Although the chief justice has not directly overturned the certification, he has ordered the CAACI to reassess the heliport in accordance with the rules and regulations and safety criteria that it should have used in the first place. Although CIHL also uses the airport, the George Town helipad has been used by the helicopter firm since November 2011 from which it takes off and lands its helicopter for customer tours of Grand Cayman, particularly from cruise ship passengers.

In his ruling following the legal dispute, which listed a catalogue of objections and issues relating to safety questions and the nuisance factor of the heliport against both the CAACI and CIHL, Smellie found that the CAACI had failed to meet its duty imposed by the Air Navigations Overseas Territories Order (ANOTO) and the Overseas Territories Aviation Requirements.

At the end of the 149-page ruling, in which the chief justice scrutinizes the details, procedures, regulations, safety questions and much more followed by the CAACI during the process of the certification, as well as the influences on its decision, he stated, "[T]he certification of the heliport is not in compliance with the ANOTO and the standards of the OTARs.” The judge pointed to his detailed explanations in the ruling and stated, “[T]he heliport may not be considered to be safe for the purposes of the on-going operation of the helicopter in the manner that it is being operated.”
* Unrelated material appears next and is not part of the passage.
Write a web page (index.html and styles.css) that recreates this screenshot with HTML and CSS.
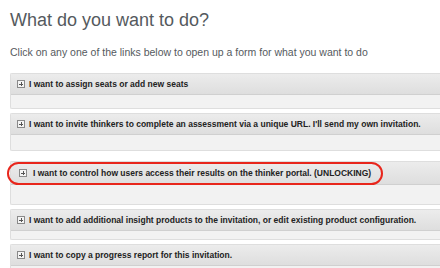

Smellie highlights a catalogue of issues surrounding the certification, starting with the CAACI’s close involvement from the beginning and its misguided indication to the owners of CIHL that the pad was a suitable location and that it could be certified, as well as the commercial interests of the business.
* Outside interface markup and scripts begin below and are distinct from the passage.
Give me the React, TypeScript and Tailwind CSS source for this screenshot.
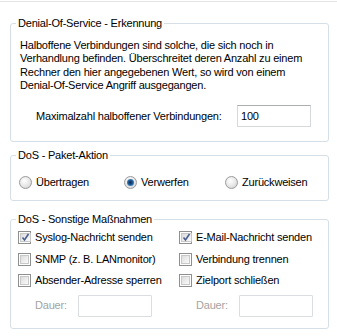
import type { ReactNode } from "react";

function Group({ title, children, className = "" }: { title: string; children: ReactNode; className?: string }) {
  return (
    <fieldset className={`border border-[#d5dfe5] rounded-[3px] ${className}`}>
      <legend className="ml-[5px] px-[2px] leading-[13px]">{title}</legend>
      {children}
    </fieldset>
  );
}

function Check({ checked, label }: { checked?: boolean; label: string }) {
  return (
    <div className="flex items-center gap-[4px] h-[13px]">
      <span className="w-[13px] h-[13px] border border-[#8e8f8f] bg-white p-px flex">
        <span className="flex-1 border border-[#c8c8c8] bg-gradient-to-br from-[#dcdcdc] to-[#fbfbfb] flex items-center justify-center">
          {checked && (
            <svg width="9" height="9" viewBox="0 0 9 9">
              <path d="M1.5 4.5 L3.5 7 L7.5 1" fill="none" stroke="#4a5e8f" strokeWidth="1.6" />
            </svg>
          )}
        </span>
      </span>
      <span className="leading-[13px]">{label}</span>
    </div>
  );
}

function Radio({ checked, label }: { checked?: boolean; label: string }) {
  return (
    <div className="flex items-center gap-[4px]">
      <span className="w-[13px] h-[13px] rounded-full border border-[#9a9a9a] bg-[radial-gradient(circle_at_40%_35%,#ffffff_0%,#e6e6e6_55%,#c9c9c9_100%)] flex items-center justify-center">
        {checked && (
          <span className="w-[7px] h-[7px] rounded-full bg-[radial-gradient(circle_at_50%_50%,#0d2a4d_0%,#1e5a96_45%,#6fb0e6_100%)]" />
        )}
      </span>
      <span className="leading-[13px]">{label}</span>
    </div>
  );
}

function Dauer() {
  return (
    <div className="flex items-center pl-[17px] -mt-px">
      <span className="w-[43px] text-[#a3a3a3]">Dauer:</span>
      <span className="w-[74px] h-[22px] border border-[#dadde2] bg-white rounded-[1px]" />
    </div>
  );
}

export default function App() {
  return (
    <div className="w-[337px] h-[336px] bg-white text-black text-[11px] tracking-[-0.2px] font-['Liberation_Sans',Arial,sans-serif] overflow-hidden">
      <div className="h-px mt-px bg-[#e3e3e3]" />
      <div className="pl-[10px] pr-[8px] pt-[15px] flex flex-col">
        <Group title="Denial-Of-Service - Erkennung" className="pb-[14px]">
          <p className="pl-[9px] pt-[9px] leading-[13.3px]">
            Halboffene Verbindungen sind solche, die sich noch in
            <br />
            Verhandlung befinden. Überschreitet deren Anzahl zu einem
            <br />
            Rechner den hier angegebenen Wert, so wird von einem
            <br />
            Denial-Of-Service Angriff ausgegangen.
          </p>
          <div className="flex items-center pl-[25px] pr-[17px] mt-[13px]">
            <span>Maximalzahl halboffener Verbindungen:</span>
            <span className="ml-auto w-[74px] h-[22px] border border-[#d5d9de] border-t-[#abadb3] bg-white px-[3px] flex items-center">
              100
            </span>
          </div>
        </Group>

        <Group title="DoS - Paket-Aktion" className="mt-[7px] pb-[11px]">
          <div className="grid grid-cols-[105px_101px_1fr] pl-[8px] pt-[14px]">
            <Radio label="Übertragen" />
            <Radio checked label="Verwerfen" />
            <Radio label="Zurückweisen" />
          </div>
        </Group>

        <Group title="DoS - Sonstige Maßnahmen" className="mt-[12px] pb-[11px]">
          <div className="grid grid-cols-[161px_1fr] pl-[7px] pt-[5px] gap-y-[8.5px]">
            <Check checked label="Syslog-Nachricht senden" />
            <Check checked label="E-Mail-Nachricht senden" />
            <Check label="SNMP (z. B. LANmonitor)" />
            <Check label="Verbindung trennen" />
            <Check label="Absender-Adresse sperren" />
            <Check label="Zielport schließen" />
            <Dauer />
            <Dauer />
          </div>
        </Group>
      </div>
    </div>
  );
}
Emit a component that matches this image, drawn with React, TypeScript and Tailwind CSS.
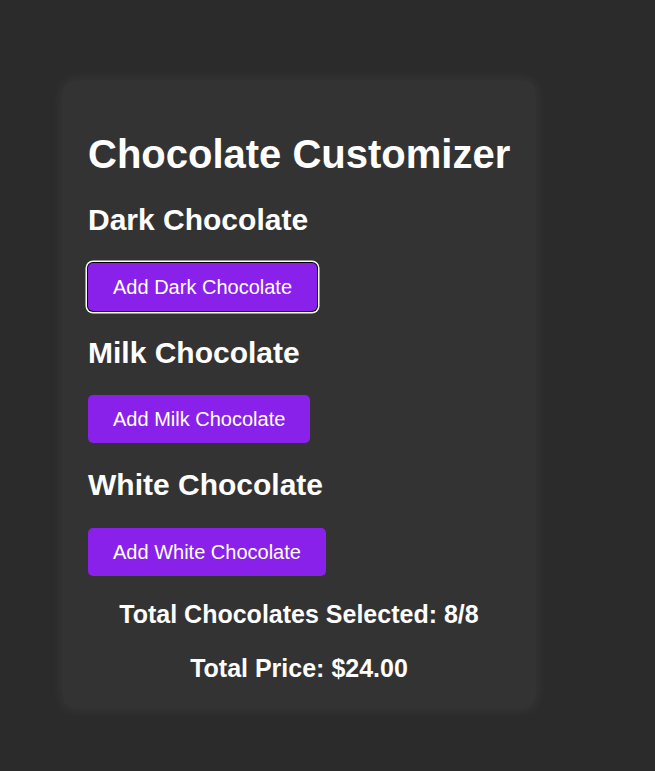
import { useState } from "react";

type Kind = { id: string; name: string };

const kinds: Kind[] = [
  { id: "dark", name: "Dark" },
  { id: "milk", name: "Milk" },
  { id: "white", name: "White" },
];

export default function App() {
  const [count, setCount] = useState(8);
  const max = 8;
  const price = 3;

  return (
    <main
      className="min-h-[771px] bg-[#2b2b2b] pl-[63px] pt-[81px] text-white"
      style={{ fontFamily: '"Liberation Sans", Arial, sans-serif' }}
    >
      <div className="w-[472px] rounded-[10px] bg-[#333333] px-[25px] pt-[23px] pb-[1px] shadow-[0_0_14px_rgba(255,255,255,0.08)]">
        <h1 className="mt-[27px] mb-[26px] whitespace-nowrap text-[40px] leading-[46px] font-bold">
          Chocolate Customizer
        </h1>

        {kinds.map((k, i) => (
          <div key={k.id}>
            <h2 className="mt-[25px] mb-[25px] text-[30px] leading-[34.5px] font-bold">
              {k.name} Chocolate
            </h2>
            <button
              type="button"
              onClick={() => setCount((c) => Math.min(max, c + 1))}
              className={
                i === 0
                  ? "rounded-[5px] bg-[#8a21ea] px-[25px] py-3 text-[20px] leading-[24px] text-white shadow-[0_0_0_1px_#000,0_0_0_2.5px_#fff]"
                  : "rounded-[5px] bg-[#8a21ea] px-[25px] py-3 text-[20px] leading-[24px] text-white"
              }
            >
              Add {k.name} Chocolate
            </button>
          </div>
        ))}

        <p className="mt-[24px] text-center text-[25px] leading-[28.75px] font-bold">
          Total Chocolates Selected: {count}/{max}
        </p>
        <p className="mt-[26px] mb-[24px] text-center text-[25px] leading-[28.75px] font-bold">
          Total Price: ${(count * price).toFixed(2)}
        </p>
      </div>
    </main>
  );
}
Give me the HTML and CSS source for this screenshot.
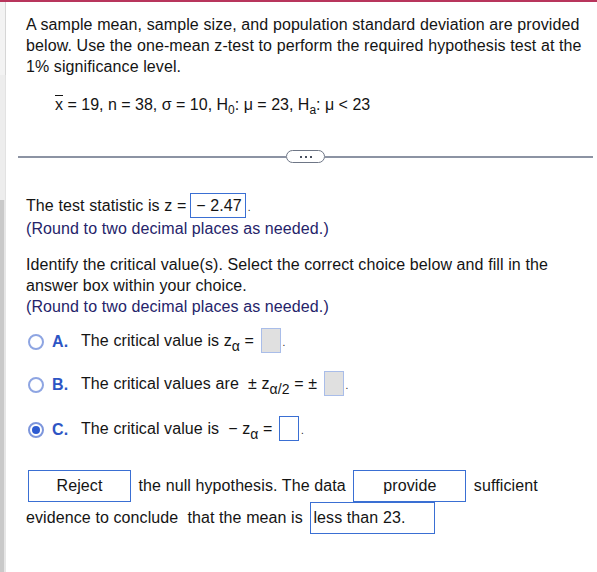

Smellie said, “It is apparent from the evidence that the CAACI allowed itself to become unduly influenced in the process of certification by its willingness to accommodate the commercial objectives of CHIL. Indeed, it may have felt embarrassed and obliged to do so on account of its own early and premature expression of satisfaction as to the suitability of the Heliport site.”

The port is located on North Church Street in the George Town harbour on an ironshore coastline and is very close to the water.

He points to the evidence of the CAACI’s willingness to depart from the “obviously prudent” safety standards imposed by the OTARs as there were a number of issues raised in the case that indicated the location was unsuitable.

The ruling notes a number of problems but the police also indicated that they would not use the site for its air support unit except in the most dire emergency circumstances, as they too did not believe it was safe.

The ruling found an accumulation of issues which point to the CAACI’s decision being unreasonable and, as a result, ordered the authority to address the issue. Despite finding that the port may not be safe, the judge opted not to order its closure.

“I consider it appropriate, however, that the Court should recognize the on-going remit of the CAACI as the body duly authorised and responsible for ensuring air navigation safety within the Islands. This is not a function that the court should override if there is another appropriate remedy. The CAACI has an on-going ability under Article 122 of ANOTO to monitor and reassess the Heliport and decide whether or not to vary, suspend or revoke certification. Rather than quashing the certificate, the court should allow the CAACI to exercise this function now in light of the clarifications of its responsibility and the issues for its assessments …”

Smellie adds that it should not be obliged to maintain the certification because of the commercial interests, as he declared that the heliport was not in compliance with the standard regulations.

Despite the findings of the CJ and the obvious safety issues raised in the complex and lengthy ruling, other sources have stated that the CAACI is appealing the decision.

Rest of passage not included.